- Directed by: Sidney Olcott
- Produced by: Sidney Olcott
- Production company: Kalem Company
- Distributed by: General Film Company
- Release date: March 4, 1910;
- Running time: 950 ft
- Country: United States
- Languages: Silent film (English intertitles)

= The Girl Thief =

1910 American silent film

The Girl Thief is a 1910 American silent film produced by the Kalem Company and directed by Sidney Olcott.

==Production notes==
The film was shot in Jacksonville, Florida.

A detailed description of each of the ten scenes was printed by The Film Index in March 1910.

==Reception==
The Moving Picture World wrote, "This is a strong melodramatic picture, with plenty of romance, sympathetically acted by the firm's Southern stock company. It is a story of a thief's reformation through a clergyman's love, and presents in the telling a good many dramatic and interesting situations.
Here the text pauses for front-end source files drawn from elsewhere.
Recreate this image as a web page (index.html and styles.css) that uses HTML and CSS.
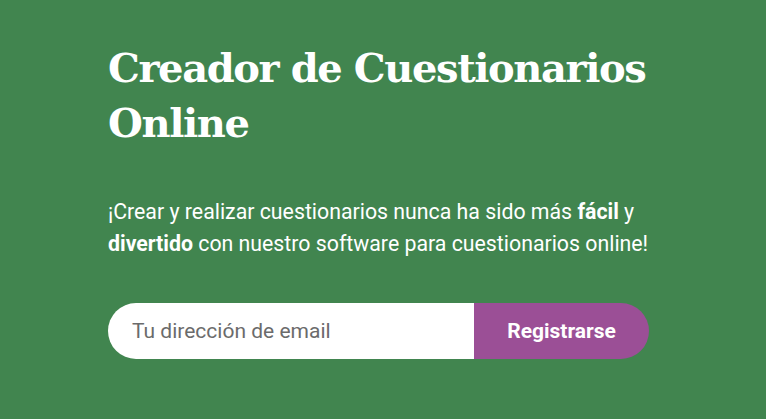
FILE: index.html
```html
<!DOCTYPE html>
<html lang="es">
<head>
<meta charset="utf-8">
<link rel="stylesheet" href="styles.css">
</head>
<body>
<section class="hero">
  <div class="inner">
    <h1 class="title">Creador de Cuestionarios Online</h1>
    <p class="lead">¡Crear y realizar cuestionarios nunca ha sido más <strong>fácil</strong> y <strong>divertido</strong> con nuestro software para cuestionarios online!</p>
    <form class="signup">
      <input class="email" type="email" placeholder="Tu dirección de email">
      <button class="submit" type="button">Registrarse</button>
    </form>
  </div>
</section>
</body>
</html>
```
FILE: styles.css
```css
html, body {
  margin: 0;
  padding: 0;
}
body {
  background: #41854f;
  font-family: Roboto, "Liberation Sans", sans-serif;
  color: #fff;
}
.hero {
  width: 766px;
  height: 419px;
  box-sizing: border-box;
  padding: 40px 0 0 108px;
}
.inner {
  width: 560px;
}
.title {
  margin: 0;
  font-family: "DejaVu Serif", serif;
  font-weight: 700;
  font-size: 40px;
  line-height: 55px;
  letter-spacing: -1.4px;
}
.lead {
  width: 560px;
  margin: 46px 0 0;
  font-size: 21.3px;
  line-height: 32px;
}
.lead strong {
  font-weight: 700;
}
.signup {
  margin-top: 43px;
  display: flex;
  width: 541px;
  height: 56px;
  border-radius: 28px;
  overflow: hidden;
}
.email {
  flex: 1;
  border: 0;
  outline: 0;
  margin: 0;
  padding: 0 0 0 24px;
  background: #fff;
  font-family: Roboto, sans-serif;
  font-size: 21px;
  color: #333;
}
.email::placeholder {
  color: #6b6b6b;
}
.submit {
  width: 175px;
  border: 0;
  margin: 0;
  background: #9b4f96;
  color: #fff;
  font-family: Roboto, sans-serif;
  font-weight: 700;
  font-size: 21px;
  padding: 0;
}
```
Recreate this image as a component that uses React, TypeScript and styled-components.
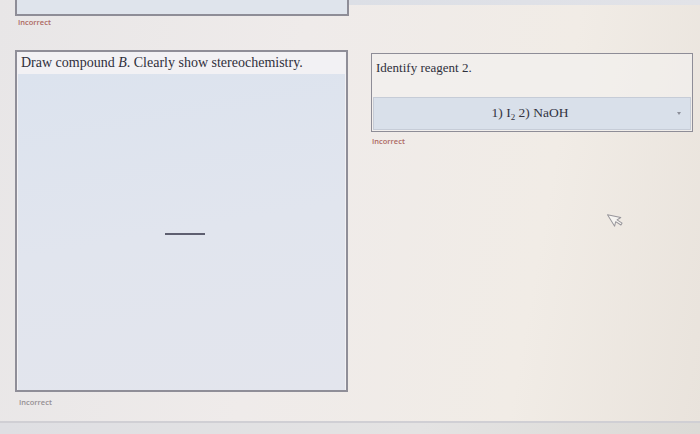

Like all these plays from the Kalem studio, the development of the plot is strongly dramatic... The scene is laid in the South and carries with it the picturesque features common to that locality, but which seem, when properly introduced, to add a stronger touch of romance than is possible under most other conditions. The Kalem people have always used these backgrounds to good advantage, adding materially to the attractiveness and interest of their pictures."

Variety said, "The Kalem people having gotten through with their epidemic of Indians, offer a polite drama... The minister is not a conspicuously good actor. For example, at one time a door is opened just at his back, but he does not start and turn until two seconds after it has been closed again. The best actor in the company is a tough truckman, who comes to the rooms of the brother and sister to take away the girl's trunk... The reel measures up about average."